Die meisten Gründungen gab es 2023 erneut im Dienstleistungssektor mit knapp 70%, gefolgt vom Handel (22%) und dem produzierenden Gewerbe (9%). Dabei wurde abermals weniger im Vollerwerb gegründet – und zwar um 8%. Im Nebenerwerb gab es hingegen 11% mehr Gründungen. Mit 22% spielten digitale und zugleich internetbasierte Gründungen weiter eine große Rolle, auch wenn die Bedeutung stagniert.
Gründungsmuffel Sachsen-Anhalt
Innerhalb Deutschlands wurde vor allem in Hamburg (29%) die Anstellung gegen die Selbständigkeit getauscht, gefolgt von Nordrhein-Westfalen, Bayern, Rheinland-Pfalz, Saarland und Hessen (je 25%). Den geringsten Hang zu diesem Schritt hatten Menschen in Sachsen-Anhalt (18%). Während bei 70% der Gründungen der eigene Finanzmitteleinsatz genügte, griffen 21% auf externes Kapital zurück.

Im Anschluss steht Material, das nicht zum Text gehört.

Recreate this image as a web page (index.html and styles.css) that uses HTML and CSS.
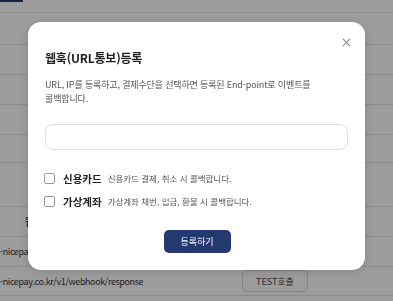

Dabei wurde der Kapitaleinsatz größer: Der Anteil der Gründer, die mehr als 10.000 Euro einsetzten, kletterte von 31% auf 38%. Gründungen, die nur mit Sachmitteln umgesetzt werden, sind der KfW zufolge „mit einem Anteil von nur 10% so selten wie noch nie“.
Die KfW erwartet für dieses Jahr einen Rückgang der Existenzgründungen. Einerseits, weil 2023 weniger Gründungen geplant wurden, andererseits fehlt noch konjunktureller Rückenwind. Der KfW-Gründungsmonitor macht aber auch Faktoren aus, die den Gründergeist wieder stärker beleben könnten.